We can factor out $$(-1)^n$$ from the entire third row:
$$D_2 = (-1)^n \begin{vmatrix} a+1 & b+1 & c-1 \\ a-1 & b-1 & c+1 \\ a & -b & c\end{vmatrix}$$
Now we apply row operations to the determinant inside.
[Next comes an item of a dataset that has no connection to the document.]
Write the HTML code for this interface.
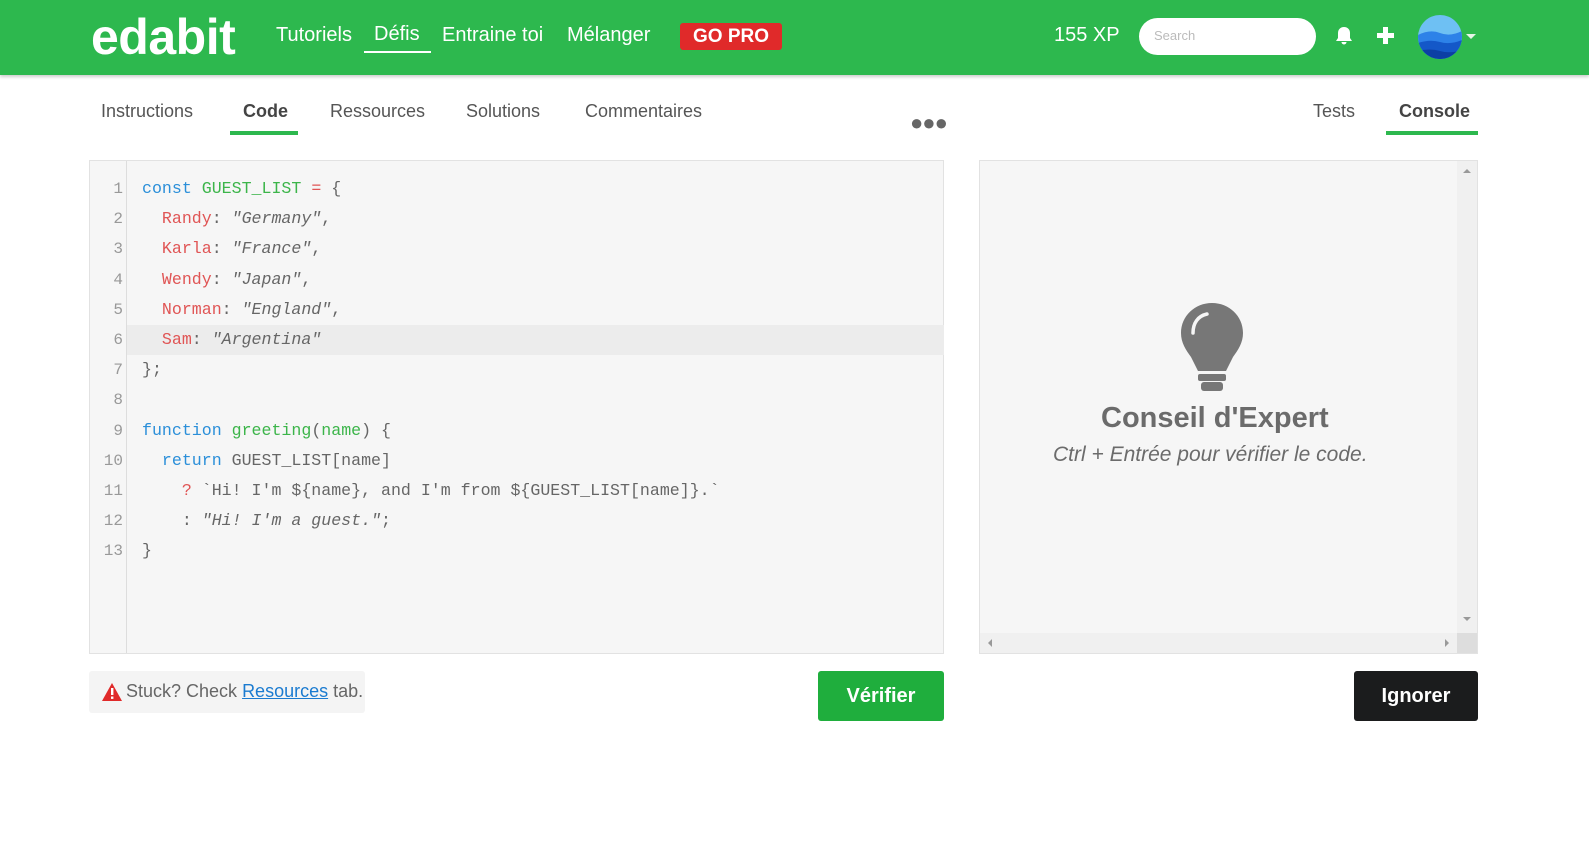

These operations also do not change the value of the determinant.
First, subtract the third row ($$R_3$$) from the first row ($$R_1$$), replacing $$R_1$$ with $$R_1 - R_3$$:
$$D_2 = (-1)^n \begin{vmatrix} (a+1)-a & (b+1)-(-b) & (c-1)-c \\ a-1 & b-1 & c+1 \\ a & -b & c\end{vmatrix} = (-1)^n \begin{vmatrix} 1 & 2b+1 & -1 \\ a-1 & b-1 & c+1 \\ a & -b & c\end{vmatrix}$$
Next, subtract the original third row ($$R_3$$) from the second row ($$R_2$$), replacing $$R_2$$ with $$R_2 - R_3$$:
$$D_2 = (-1)^n \begin{vmatrix} 1 & 2b+1 & -1 \\ (a-1)-a & (b-1)-(-b) & (c+1)-c \\ a & -b & c\end{vmatrix} = (-1)^n \begin{vmatrix} 1 & 2b+1 & -1 \\ -1 & 2b-1 & 1 \\ a & -b & c\end{vmatrix}$$
Now, to create more zeros, we add the first row ($$R_1$$) to the second row ($$R_2$$), replacing $$R_1$$ with $$R_1 + R_2$$:
$$D_2 = (-1)^n \begin{vmatrix} 1+(-1) & (2b+1)+(2b-1) & -1+1 \\ -1 & 2b-1 & 1 \\ a & -b & c\end{vmatrix} = (-1)^n \begin{vmatrix} 0 & 4b & 0 \\ -1 & 2b-1 & 1 \\ a & -b & c\end{vmatrix}$$
To calculate this determinant, we expand along the first row:
$$D_2 = (-1)^n \left[ 0 \times (\text{minor}) - 4b \times \begin{vmatrix} -1 & 1 \\ a & c \end{vmatrix} + 0 \times (\text{minor}) \right]$$
$$D_2 = (-1)^n \left[ -4b \times ((-1) \times c - 1 \times a) \right]$$
$$D_2 = (-1)^n \left[ -4b \times (-c - a) \right]$$
$$D_2 = (-1)^n \left[ 4b(a+c) \right]$$
$$D_2 = (-1)^n 4b(a+c)$$

**step4** Solving the equation for n

The original problem states that the sum of the two determinants is zero:
$$D_1 + D_2 = 0$$
Substitute the simplified expressions for $$D_1$$ and $$D_2$$:
$$4b(a+c) + (-1)^n 4b(a+c) = 0$$
We can factor out the common term $$4b(a+c)$$:
$$4b(a+c) [1 + (-1)^n] = 0$$
The problem specifies that $$b(a+c) \neq 0$$. Since $$4$$ is also not zero, the term $$4b(a+c)$$ is not zero.
For the entire product to be zero, the other factor must be zero:
$$1 + (-1)^n = 0$$
Subtract 1 from both sides of the equation:
$$(-1)^n = -1$$

**step5** Determining the value of n

We need to find the integer value(s) of 'n' for which $$(-1)^n = -1$$.
If 'n' is an even integer (for example, $$n=0, 2, 4, ...$$), then $$(-1)^n$$ will be $$1$$.
If 'n' is an odd integer (for example, $$n=1, 3, 5, ...$$), then $$(-1)^n$$ will be $$-1$$.
Therefore, for the equation $$(-1)^n = -1$$ to be true, 'n' must be an odd integer.

**step6** Conclusion

The value of 'n' must be any odd integer. This corresponds to option C.